A more advanced framing technique uses internal blocking or ladder blocking within the existing wall cavity to minimize lumber usage and thermal bridging, particularly in exterior walls. This method involves installing short pieces of dimensional lumber horizontally between the existing wall’s studs, positioned flush with the interior surface. The new wall’s end stud is then secured by nailing directly into this blocking at regular intervals, often every 24 inches, providing a solid connection point for both the new wall’s structure and the drywall finish.
Selecting the Right Fasteners and Tools
The strength of a framed connection is directly dependent on the selection of the correct fasteners, which are primarily nails due to their high shear strength. For general framing, the 16d nail is the standard, measuring 3.5 inches in length for common nails or 3.25 inches for sinker nails. These lengths ensure that the nail penetrates both 1.5-inch-thick pieces of dimensional lumber being joined, providing adequate withdrawal resistance and shear capacity.

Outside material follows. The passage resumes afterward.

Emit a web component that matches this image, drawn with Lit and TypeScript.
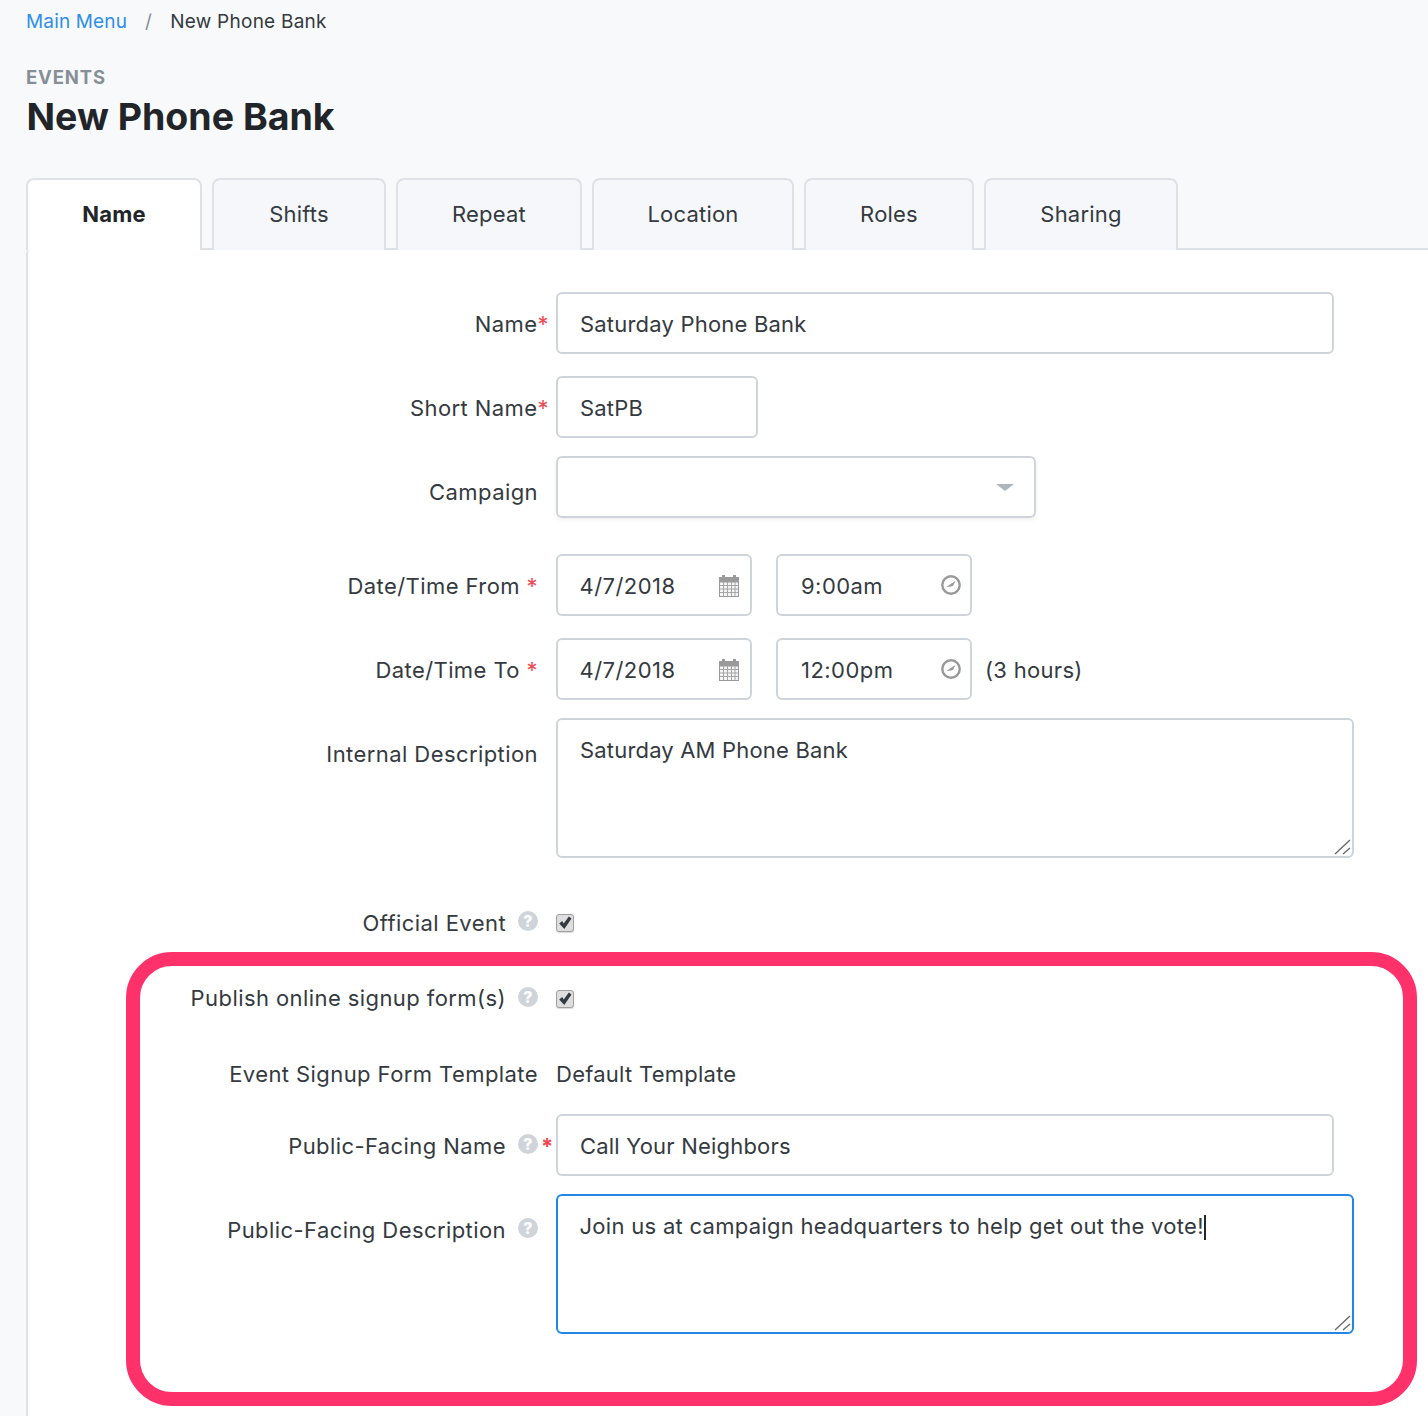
import { LitElement, html, css } from "lit";
import { customElement } from "lit/decorators.js";

const calendar = html`<svg class="ico cal" width="20" height="22" viewBox="0 0 20 22">
  <rect x="3" y="0" width="3" height="4" fill="#9a9a9a"/><rect x="14" y="0" width="3" height="4" fill="#9a9a9a"/>
  <rect x="0" y="2" width="20" height="5" fill="#9a9a9a"/>
  <rect x="0.500" y="7" width="19" height="14.500" fill="#f4f4f4" stroke="#9a9a9a"/>
  <path stroke="#a6a6a6" stroke-width="1" d="M1 10.500h18M1 14h18M1 17.500h18M4.500 7v14M8.500 7v14M12.500 7v14M16 7v14"/>
</svg>`;
const clock = html`<svg class="ico clk" width="20" height="20" viewBox="0 0 20 20">
  <circle cx="10" cy="10" r="8.700" fill="none" stroke="#999" stroke-width="2.400"/>
  <path d="M5.500 12 10 8.800l4.500-2.800-2.500 5-2 .6z" fill="#999"/>
</svg>`;
const help = html`<span class="help">?</span>`;
const check = html`<span class="check"><svg width="14" height="14" viewBox="0 0 14 14">
  <path d="M1.200 7.500 4.200 5l1.600 2.400L10.800 0.500l2.700 2L6.300 13z" fill="#343a40"/>
</svg></span>`;
const grip = html`<svg class="grip" width="18" height="18" viewBox="0 0 18 18">
  <path d="M1 16 16 2M9 16l7-6" stroke="#666" stroke-width="1.300" fill="none"/>
</svg>`;

@customElement("app-root")
export class AppRoot extends LitElement {
  static styles = css`
    :host {
      display: block;
      height: 1416px;
      overflow: hidden;
      background: #f8f9fb;
      font-family: Inter, "Liberation Sans", sans-serif;
      font-size: 22px;
      color: #343a40;
    }
    .crumbs {
      display: flex;
      align-items: center;
      height: 42px;
      padding-left: 26px;
      font-size: 19px;
      letter-spacing: 0.25px;
    }
    .crumbs a { color: #2d8fe8; text-decoration: none; letter-spacing: 0.15px; }
    .crumbs .sep { color: #868e96; margin: 0 18px; }
    .eyebrow {
      margin: 23px 0 0 26px;
      height: 25px;
      line-height: 25px;
      font-size: 18.500px;
      font-weight: 700;
      letter-spacing: 0.85px;
      color: #868e96;
    }
    h1 {
      margin: 2px 0 0 26.500px;
      height: 50px;
      line-height: 50px;
      font-size: 37.500px;
      font-weight: 700;
      color: #212529;
    }
    .tabs {
      display: grid;
      grid-template-columns: 176px 174px 186px 202px 170px 194px 1fr;
      column-gap: 10px;
      margin: 36px 0 0 26px;
      height: 72px;
      box-sizing: border-box;
      border-bottom: 2px solid #dee2e6;
      letter-spacing: 0.2px;
    }
    .tab {
      height: 72px;
      box-sizing: border-box;
      padding-bottom: 2px;
      display: flex;
      align-items: center;
      justify-content: center;
      border: 2px solid #dee2e6;
      border-bottom: 0;
      border-radius: 8px 8px 0 0;
      background: #f6f7fa;
      position: relative;
      z-index: 1;
    }
    .tab.active { background: #fff; font-weight: 700; color: #212529; }
    .panel {
      position: relative;
      margin-left: 26px;
      height: 1166px;
      box-sizing: border-box;
      padding-top: 42px;
      background: #fff;
      border-left: 2px solid #dee2e6;
      border-top-left-radius: 4px;
    }
    .row {
      display: grid;
      grid-template-columns: 528px 1fr;
      align-items: start;
      min-height: 62px;
    }
    .label {
      display: flex;
      justify-content: flex-end;
      align-items: center;
      height: 62px;
      padding-right: 18px;
      white-space: pre;
      letter-spacing: 0.42px;
      padding-top: 1px;
      box-sizing: border-box;
    }
    .tall .label { height: 72px; padding-top: 0; }
    .label.flat { padding-top: 0; }
    .label.up { padding: 0 18px 3px 0; }
    .label.down { padding-top: 9px; }
    .star { color: #f0484f; }
    .star.hang { margin-right: -11px; }
    .star.big { margin-right: -14px; margin-left: 3px; font-weight: 700; width: 11px; }
    .help {
      display: flex;
      align-items: center;
      justify-content: center;
      width: 20px;
      height: 20px;
      margin: 0 0 4px 12px;
      border-radius: 50%;
      background: #ced4da;
      color: #fff;
      font-size: 16px;
      font-weight: 800;
      letter-spacing: 0;
    }
    .up .help { margin-bottom: 1px; }
    .fields { display: flex; align-items: center; }
    .fields.tick { height: 62px; }
    .input {
      position: relative;
      display: flex;
      align-items: center;
      justify-content: space-between;
      height: 62px;
      box-sizing: border-box;
      padding: 1px 10px 0 22px;
      background: #fff;
      border: 2px solid #ced4da;
      border-radius: 6px;
      letter-spacing: 0.2px;
    }
    .w-full { width: 778px; }
    .w-short { width: 202px; }
    .w-select { width: 480px; box-shadow: 0 2px 4px rgba(0,0,0,0.06); padding-right: 20px; justify-content: flex-end; }
    .w-date { width: 196px; letter-spacing: 0.45px; padding-left: 21.500px; }
    .w-date + .w-date { margin-left: 24px; padding-left: 23px; }
    .cal { margin: 0 1px 0 0; }
    .clk { margin: -2px -1px 0 0; }
    .after { margin-left: 13px; letter-spacing: 0.3px; padding-top: 1px; }
    .area {
      position: relative;
      width: 798px;
      height: 140px;
      box-sizing: border-box;
      padding: 17px 22px;
      background: #fff;
      border: 2px solid #ced4da;
      border-radius: 6px;
      line-height: 26px;
      letter-spacing: 0.18px;
    }
    .area.focus { border-color: #2186e5; letter-spacing: 0.29px; padding-left: 21.500px; }
    .caret {
      display: inline-block;
      width: 2px;
      height: 25px;
      vertical-align: -6px;
      background: #212529;
    }
    .grip { position: absolute; right: 0; bottom: 0; }
    .arrow {
      width: 0;
      height: 0;
      border-left: 9px solid transparent;
      border-right: 9px solid transparent;
      border-top: 7px solid #adb5bd;
    }
    .check {
      display: flex;
      align-items: center;
      justify-content: center;
      width: 18px;
      height: 18px;
      box-sizing: border-box;
      border: 1px solid #a0a0a0;
      border-radius: 3px;
      background: #dedede;
      box-shadow: 0 1px 1px rgba(0,0,0,0.15);
    }
    .plain { line-height: 62px; letter-spacing: 0.25px; }
    .m9 { margin-top: 9px; }
    .m13 { margin-top: 13px; }
    .m14 { margin-top: 14px; }
    .m18 { margin-top: 18px; }
    .m22 { margin-top: 22px; }
    .m34 { margin-top: 34px; }
    .m36 { margin-top: 36px; }
    .highlight {
      position: absolute;
      left: 98px;
      top: 702px;
      width: 1291px;
      height: 454px;
      box-sizing: border-box;
      border: 14px solid #ff316b;
      border-radius: 46px;
      pointer-events: none;
    }
  `;

  render() {
    return html`
      <nav class="crumbs"><a href="#">Main Menu</a><span class="sep">/</span><span>New Phone Bank</span></nav>
      <div class="eyebrow">EVENTS</div>
      <h1>New Phone Bank</h1>
      <div class="tabs">
        <div class="tab active">Name</div>
        <div class="tab">Shifts</div>
        <div class="tab">Repeat</div>
        <div class="tab">Location</div>
        <div class="tab">Roles</div>
        <div class="tab">Sharing</div>
      </div>
      <div class="panel">
        <div class="row">
          <div class="label">Name<span class="star hang">*</span></div>
          <div class="fields"><div class="input w-full">Saturday Phone Bank</div></div>
        </div>
        <div class="row m22">
          <div class="label">Short Name<span class="star hang">*</span></div>
          <div class="fields"><div class="input w-short">SatPB</div></div>
        </div>
        <div class="row m18">
          <div class="label down">Campaign</div>
          <div class="fields"><div class="input w-select"><span class="arrow"></span></div></div>
        </div>
        <div class="row m36">
          <div class="label">Date/Time From <span class="star">*</span></div>
          <div class="fields">
            <div class="input w-date">4/7/2018${calendar}</div>
            <div class="input w-date">9:00am${clock}</div>
          </div>
        </div>
        <div class="row m22">
          <div class="label">Date/Time To <span class="star">*</span></div>
          <div class="fields">
            <div class="input w-date">4/7/2018${calendar}</div>
            <div class="input w-date">12:00pm${clock}</div>
            <span class="after">(3 hours)</span>
          </div>
        </div>
        <div class="row tall m18">
          <div class="label">Internal Description</div>
          <div class="area">Saturday AM Phone Bank${grip}</div>
        </div>
        <div class="row m34">
          <div class="label flat">Official Event${help}</div>
          <div class="fields tick">${check}</div>
        </div>
        <div class="row m14">
          <div class="label up">Publish online signup form(s)${help}</div>
          <div class="fields tick">${check}</div>
        </div>
        <div class="row m13">
          <div class="label flat">Event Signup Form Template</div>
          <div class="plain">Default Template</div>
        </div>
        <div class="row m9">
          <div class="label">Public-Facing Name${help}<span class="star big">*</span></div>
          <div class="fields"><div class="input w-full">Call Your Neighbors</div></div>
        </div>
        <div class="row tall m18">
          <div class="label">Public-Facing Description${help}</div>
          <div class="area focus">Join us at campaign headquarters to help get out the vote!<span class="caret"></span>${grip}</div>
        </div>
        <div class="highlight"></div>
      </div>
    `;
  }
}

While screws are increasingly used in construction, especially 3-inch construction screws, they are generally not a direct replacement for 16d nails in structural connections due to differences in shear strength. The choice of tool also affects efficiency, as pneumatic nail guns significantly increase speed and consistency compared to hand-hammering. Nail guns typically use 3-inch to 3.25-inch collated nails, which are functionally equivalent to 16d sinkers and are widely accepted for structural framing applications.